Barbara Hepworth Museum and Sculpture Garden
Barbara Hepworth was a British sculptor who lived and worked in St Ives for almost 40 years, a major figure in Modernism and one of the leaders of the St Ives movement. Her home, studio and garden, in the centre of St Ives, are now run as the Barbara Hepworth Museum and Sculpture Garden by the Tate. A visit walks you through the artist’s life and includes a number of her sculptures, displayed in the garden much as she arranged them, along with the tools she used and archive material from her own collection.
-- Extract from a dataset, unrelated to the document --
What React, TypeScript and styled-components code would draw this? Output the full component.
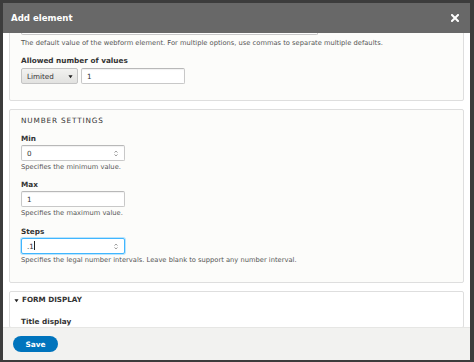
import React from "react";
import styled, { createGlobalStyle } from "styled-components";

const GlobalStyle = createGlobalStyle`
  html, body { margin: 0; padding: 0; }
  body {
    width: 474px;
    height: 362px;
    overflow: hidden;
    background: #3a3a3a;
    font-family: "DejaVu Sans", "Liberation Sans", sans-serif;
    color: #333;
  }
  * { box-sizing: border-box; }
`;

const Page = styled.div`
  width: 474px;
  height: 362px;
  display: flex;
  flex-direction: column;
  padding: 3px 4px 2px 3px;
  background: #3c3c3c;
`;

const Dialog = styled.div`
  flex: 1;
  min-height: 0;
  display: flex;
  flex-direction: column;
  background: #fff;
  overflow: hidden;
`;

const TitleBar = styled.div`
  flex: none;
  height: 30px;
  background: #686868;
  display: flex;
  align-items: center;
  justify-content: space-between;
  padding: 0 11px 0 8px;
  color: #fff;
  font-weight: bold;
  font-size: 8.6px;
`;

const Body = styled.div`
  flex: 1;
  min-height: 0;
  overflow: hidden;
  padding: 0 6px;
`;

const Scroller = styled.div`
  margin-top: -22px;
  display: flex;
  flex-direction: column;
  gap: 8px;
`;

const Fieldset = styled.div<{ $plain?: boolean }>`
  border: 1px solid #dedede;
  border-radius: 2px;
  background: ${(p) => (p.$plain ? "#ffffff" : "#fcfcfa")};
  padding: ${(p) => (p.$plain ? "3px 11px 0 4px" : "6px 11px 16px 11px")};
  display: flex;
  flex-direction: column;
  align-items: flex-start;
`;

const Legend = styled.div`
  font-size: 7.3px;
  line-height: 10px;
  letter-spacing: 0.85px;
  text-transform: uppercase;
  color: #333;
`;

const Summary = styled.div`
  display: flex;
  align-items: center;
  gap: 3px;
  font-size: 7.2px;
  line-height: 10px;
  font-weight: bold;
  text-transform: uppercase;
  color: #333;
`;

const Label = styled.div<{ $gap?: number }>`
  margin-top: ${(p) => p.$gap ?? 8}px;
  font-size: 7.3px;
  line-height: 10px;
  font-weight: bold;
  color: #333;
`;

const Desc = styled.div<{ $gap?: number }>`
  margin-top: ${(p) => p.$gap ?? 1}px;
  font-size: 6.72px;
  line-height: 11px;
  color: #555;
  white-space: nowrap;
`;

const TextInput = styled.div<{ $w: number; $focus?: boolean }>`
  margin-top: 1px;
  width: ${(p) => p.$w}px;
  height: 16px;
  border: 1px solid ${(p) => (p.$focus ? "#40b6ff" : "#c8c8c8")};
  border-top-color: ${(p) => (p.$focus ? "#40b6ff" : "#b8b8b8")};
  border-radius: 2px;
  background: #fff;
  box-shadow: ${(p) =>
    p.$focus ? "0 0 0 1px rgba(64,182,255,0.35)" : "inset 0 1px 1px rgba(0,0,0,0.06)"};
  display: flex;
  align-items: center;
  justify-content: space-between;
  padding: 0 6px 0 5px;
  font-size: 7.2px;
  color: #333;
`;

const TopInput = styled(TextInput)`
  margin-top: 0;
  height: 17px;
`;

const Row = styled.div`
  margin-top: 2px;
  display: flex;
  gap: 3px;
`;

const Select = styled.div`
  width: 57px;
  height: 16px;
  border: 1px solid #c4c4c4;
  border-radius: 2px;
  background: linear-gradient(#f2f2f0, #e2e2e0);
  display: flex;
  align-items: center;
  justify-content: space-between;
  padding: 0 4px 0 5px;
  font-size: 7.2px;
  color: #333;
`;

const Caret = styled.span`
  display: inline-block;
  width: 0.6px;
  height: 9px;
  background: #222;
  margin-left: 0.5px;
  vertical-align: -1.5px;
`;

const Footer = styled.div`
  flex: none;
  height: 33px;
  background: #f2f2f0;
  border-top: 1px solid #e6e6e4;
  display: flex;
  align-items: center;
  padding: 0 10px;
`;

const SaveButton = styled.button`
  width: 45px;
  height: 16px;
  border: none;
  border-radius: 9px;
  background: #0074bd;
  color: #fff;
  font-family: "DejaVu Sans", sans-serif;
  font-weight: bold;
  font-size: 7.4px;
  padding: 0;
  display: flex;
  align-items: center;
  justify-content: center;
`;

const Spinner = () => (
  <svg width="4" height="7" viewBox="0 0 4 7">
    <path d="M0.5 2.6 L2 1 L3.5 2.6" fill="none" stroke="#888" strokeWidth="0.8" />
    <path d="M0.5 4.4 L2 6 L3.5 4.4" fill="none" stroke="#888" strokeWidth="0.8" />
  </svg>
);

const DownTriangle = ({ size = 6 }: { size?: number }) => (
  <svg width={size} height={size} viewBox="0 0 6 6">
    <path d="M0.5 1.5 L5.5 1.5 L3 5 Z" fill="#222" />
  </svg>
);

const CloseIcon = () => (
  <svg width="8" height="8" viewBox="0 0 8 8">
    <path d="M1 1 L7 7 M7 1 L1 7" stroke="#fff" strokeWidth="2" strokeLinecap="square" />
  </svg>
);

export default function App() {
  return (
    <>
      <GlobalStyle />
      <Page>
        <Dialog>
          <TitleBar>
            <span>Add element</span>
            <CloseIcon />
          </TitleBar>
          <Body>
            <Scroller>
              <Fieldset>
                <TopInput $w={297} />
                <Desc $gap={3}>
                  The default value of the webform element. For multiple options, use commas to
                  separate multiple defaults.
                </Desc>
                <Label $gap={7}>Allowed number of values</Label>
                <Row>
                  <Select>
                    <span>Limited</span>
                    <DownTriangle size={5} />
                  </Select>
                  <TextInput $w={104} style={{ marginTop: 0 }}>
                    <span>1</span>
                  </TextInput>
                </Row>
              </Fieldset>

              <Fieldset>
                <Legend>Number settings</Legend>
                <Label>Min</Label>
                <TextInput $w={104}>
                  <span>0</span>
                  <Spinner />
                </TextInput>
                <Desc>Specifies the minimum value.</Desc>
                <Label $gap={7}>Max</Label>
                <TextInput $w={104}>
                  <span>1</span>
                </TextInput>
                <Desc>Specifies the maximum value.</Desc>
                <Label>Steps</Label>
                <TextInput $w={104} $focus>
                  <span>
                    .1
                    <Caret />
                  </span>
                  <Spinner />
                </TextInput>
                <Desc>
                  Specifies the legal number intervals. Leave blank to support any number interval.
                </Desc>
              </Fieldset>

              <Fieldset $plain>
                <Summary>
                  <DownTriangle size={5} />
                  <span>Form display</span>
                </Summary>
                <Label $gap={12} style={{ marginLeft: 7 }}>
                  Title display
                </Label>
              </Fieldset>
            </Scroller>
          </Body>
          <Footer>
            <SaveButton>Save</SaveButton>
          </Footer>
        </Dialog>
      </Page>
    </>
  );
}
Worth knowing: although the Tate runs it, the Hepworth museum is a separate site a short walk from the gallery, with its own ticket, so it’s not included in standard Tate St Ives admission. A combined ticket is usually the better value if you want to see both.
Falmouth Art Gallery
Falmouth, on the south coast, has a clutch of attractions, and one of them is the Falmouth Art Gallery. This free museum holds a collection of over 2,000 works, taking in old masters, Victorian artists, French and British impressionists and surrealists. Given the town’s links to the sea, there’s a good showing of maritime art, and Cornish artists such as John Opie are represented too. For a free gallery with real range across periods and styles, and one that’s welcoming to families, it’s an easy recommendation, and a useful one to keep in mind for a wet afternoon.
Royal Cornwall Museum
The Royal Cornwall Museum in Truro covers the history of Cornwall across a great many objects and exhibits, and it has plenty for art lovers too. Its art collection holds thousands of pieces by Cornish artists and depicting Cornish scenes over the centuries, and you can see a sample of it online. There’s also a decorative art collection, a mineral collection that reflects Cornwall’s mining past, an Egyptian gallery, and an archive of over 60,000 photographs of Cornish life from 1845 to the present. There’s a small fee, and entry is free for under-18s.
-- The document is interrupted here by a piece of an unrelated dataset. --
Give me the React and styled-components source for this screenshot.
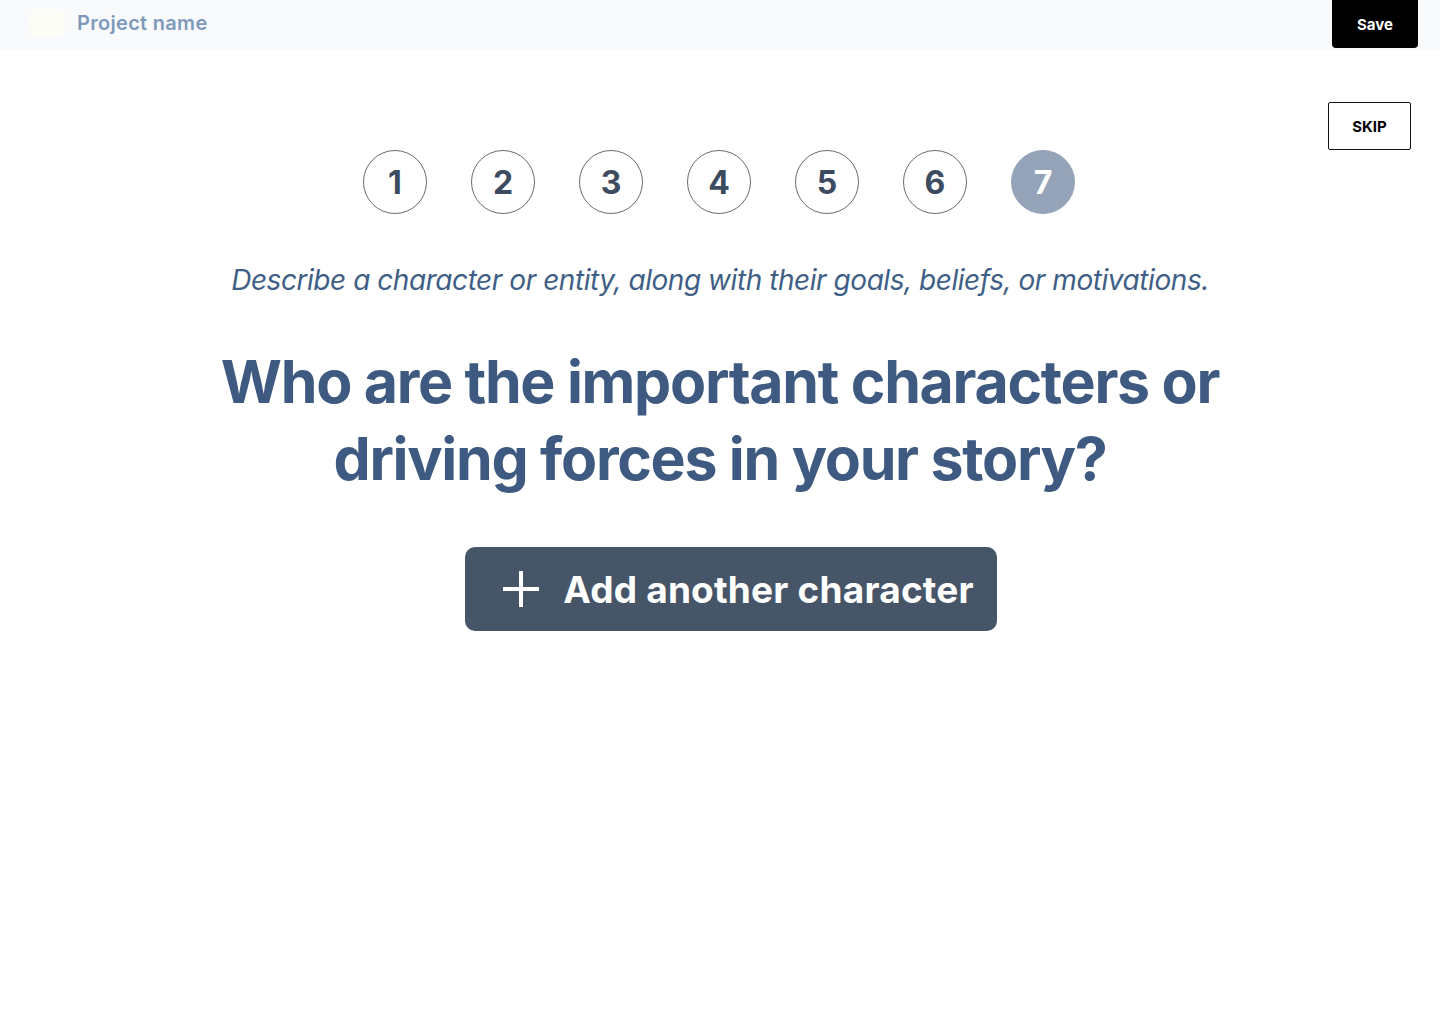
import React from "react";
import styled, { createGlobalStyle } from "styled-components";

const Global = createGlobalStyle`
  html, body { margin: 0; padding: 0; background: #ffffff; }
  body { font-family: Inter, "Noto Sans", sans-serif; }
  * { box-sizing: border-box; }
`;

const Page = styled.div`
  min-height: 1024px;
  display: flex;
  flex-direction: column;
`;

const TopBar = styled.header`
  height: 49px;
  background: #f8fafc;
  display: flex;
  align-items: flex-start;
  justify-content: space-between;
  padding: 0 22px 0 30px;
`;

const Brand = styled.div`
  display: flex;
  align-items: center;
  gap: 12px;
  height: 45px;
`;

const LogoBox = styled.div`
  width: 35px;
  height: 28px;
  border-radius: 8px;
  background: #fdfdf7;
`;

const ProjectName = styled.span`
  font-size: 20px;
  font-weight: 600;
  color: #7f99bb;
  letter-spacing: 0.3px;
`;

const SaveButton = styled.button`
  width: 86px;
  height: 48px;
  border: none;
  border-radius: 0 0 4px 4px;
  background: #000;
  color: #fff;
  font-family: Inter, sans-serif;
  font-weight: 700;
  font-size: 15px;
  cursor: pointer;
`;

const Main = styled.main`
  display: flex;
  flex-direction: column;
  align-items: center;
  padding: 0 29px 0 0;
`;

const SkipRow = styled.div`
  align-self: stretch;
  display: flex;
  justify-content: flex-end;
  padding-top: 53px;
`;

const SkipButton = styled.button`
  width: 83px;
  height: 48px;
  border: 1px solid #111;
  border-radius: 2px;
  background: #fff;
  font-family: Inter, sans-serif;
  font-weight: 700;
  font-size: 15px;
  color: #000;
`;

const Steps = styled.div`
  display: flex;
  gap: 44px;
  margin-left: 27px;
`;

const Step = styled.div`
  width: 64px;
  height: 64px;
  border-radius: 50%;
  display: flex;
  align-items: center;
  justify-content: center;
  font-size: 32px;
  font-weight: 700;
  border: 1px solid ${p => (p.$active ? "#94a3b8" : "#6b6b6b")};
  background: ${p => (p.$active ? "#94a3b8" : "#ffffff")};
  color: ${p => (p.$active ? "#ffffff" : "#3d4b60")};
`;

const Hint = styled.p`
  margin: 49px 0 0 29px;
  font-size: 28px;
  font-style: italic;
  color: #3f5f86;
  letter-spacing: -0.45px;
  text-align: center;
`;

const Question = styled.h1`
  margin: 46px 0 0 29px;
  font-size: 59px;
  line-height: 77px;
  font-weight: 700;
  color: #3f5a80;
  letter-spacing: -1.3px;
  text-align: center;
  max-width: 1040px;
`;

const AddButton = styled.button`
  margin: 50px 0 0 50px;
  width: 532px;
  height: 84px;
  border: none;
  border-radius: 10px;
  background: #475569;
  color: #fff;
  display: flex;
  align-items: center;
  justify-content: center;
  gap: 22px;
  padding: 0 0 0 14px;
  font-family: Inter, sans-serif;
  font-size: 37px;
  font-weight: 700;
  letter-spacing: 0.2px;
  cursor: pointer;
`;

const steps = [1, 2, 3, 4, 5, 6, 7];

export default function App() {
  return (
    <Page>
      <Global />
      <TopBar>
        <Brand>
          <LogoBox />
          <ProjectName>Project name</ProjectName>
        </Brand>
        <SaveButton>Save</SaveButton>
      </TopBar>
      <Main>
        <SkipRow>
          <SkipButton>SKIP</SkipButton>
        </SkipRow>
        <Steps>
          {steps.map(n => (
            <Step key={n} $active={n === 7}>{n}</Step>
          ))}
        </Steps>
        <Hint>Describe a character or entity, along with their goals, beliefs, or motivations.</Hint>
        <Question>Who are the important characters or driving forces in your story?</Question>
        <AddButton>
          <svg width="40" height="40" viewBox="0 0 40 40" fill="none" stroke="#fff" strokeWidth="4">
            <path d="M20 2v36M2 20h36" />
          </svg>
          Add another character
        </AddButton>
      </Main>
    </Page>
  );
}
10. Try Surfing and Other Watersports
With over 400 miles of coastline, you’re never far from the sea in Cornwall, and the county is famous for its surfing. Surfers come from across the UK and beyond to make the most of the swells rolling in off the Atlantic. Newquay is the unofficial capital of British surfing, and Fistral Beach there’s the best known break of the lot.
You don’t need to be an expert, though. There are plenty of spots that suit beginners, and a good number of companies offering lessons and equipment hire. If you want to learn, I’d set aside at least a few days and base yourself somewhere like St Ives or Newquay, where you have several surf schools to choose from, such as St Ives Surf School. Surfing is far from the only option, either. Stand-up paddleboarding on a calm estuary, coasteering along the rocks, which is exactly as much fun and as bracing as it sounds, sea kayaking and wild swimming are all on offer. Most make excellent family activities, and the sea is at its warmest from late summer into early autumn, so they’re well worth building into your trip.


11. Spend a Day on the Beach
No guide to Cornwall would be complete without telling you to spend some time on the beach. Growing up in Cornwall, a weekend trip to the beach with the family was always the highlight of the week, and that hasn’t changed much for me as an adult.
Cornwall has a seriously impressive run of beaches, over 100 of them, many with golden sand and clear turquoise water. The north coast tends to get the bigger surf and the long, open strands, while the south coast has more in the way of sheltered, gentler coves, so it’s worth thinking about which suits your group. A lot of beaches are good for rock pooling, always a winner with kids. Facilities vary: some have lifeguards and toilets, others add cafés and restaurants, and towns like St Ives and Newquay have several beaches within a few minutes’ walk of the centre. You’ll often find campsites and other accommodation near a good beach as well.
There are far too many to list, but a few favourites of ours are Holywell Bay, Poldhu Cove, Porthtowan, Fistral Beach and Porthgwidden. Each has its own character, from the dunes behind Holywell Bay to the compact, sheltered feel of Porthgwidden in St Ives. To find the right beach for you, Visit Cornwall has a tool that lets you filter by facilities, including lifeguards and toilets. One thing to be ready for: parking at beaches is rarely free, and not every machine takes cards or parking apps, so carry some change. Many beach car parks are run by the National Trust and are free for members, which is worth knowing, and you can search for coast and beach spots on the National Trust website.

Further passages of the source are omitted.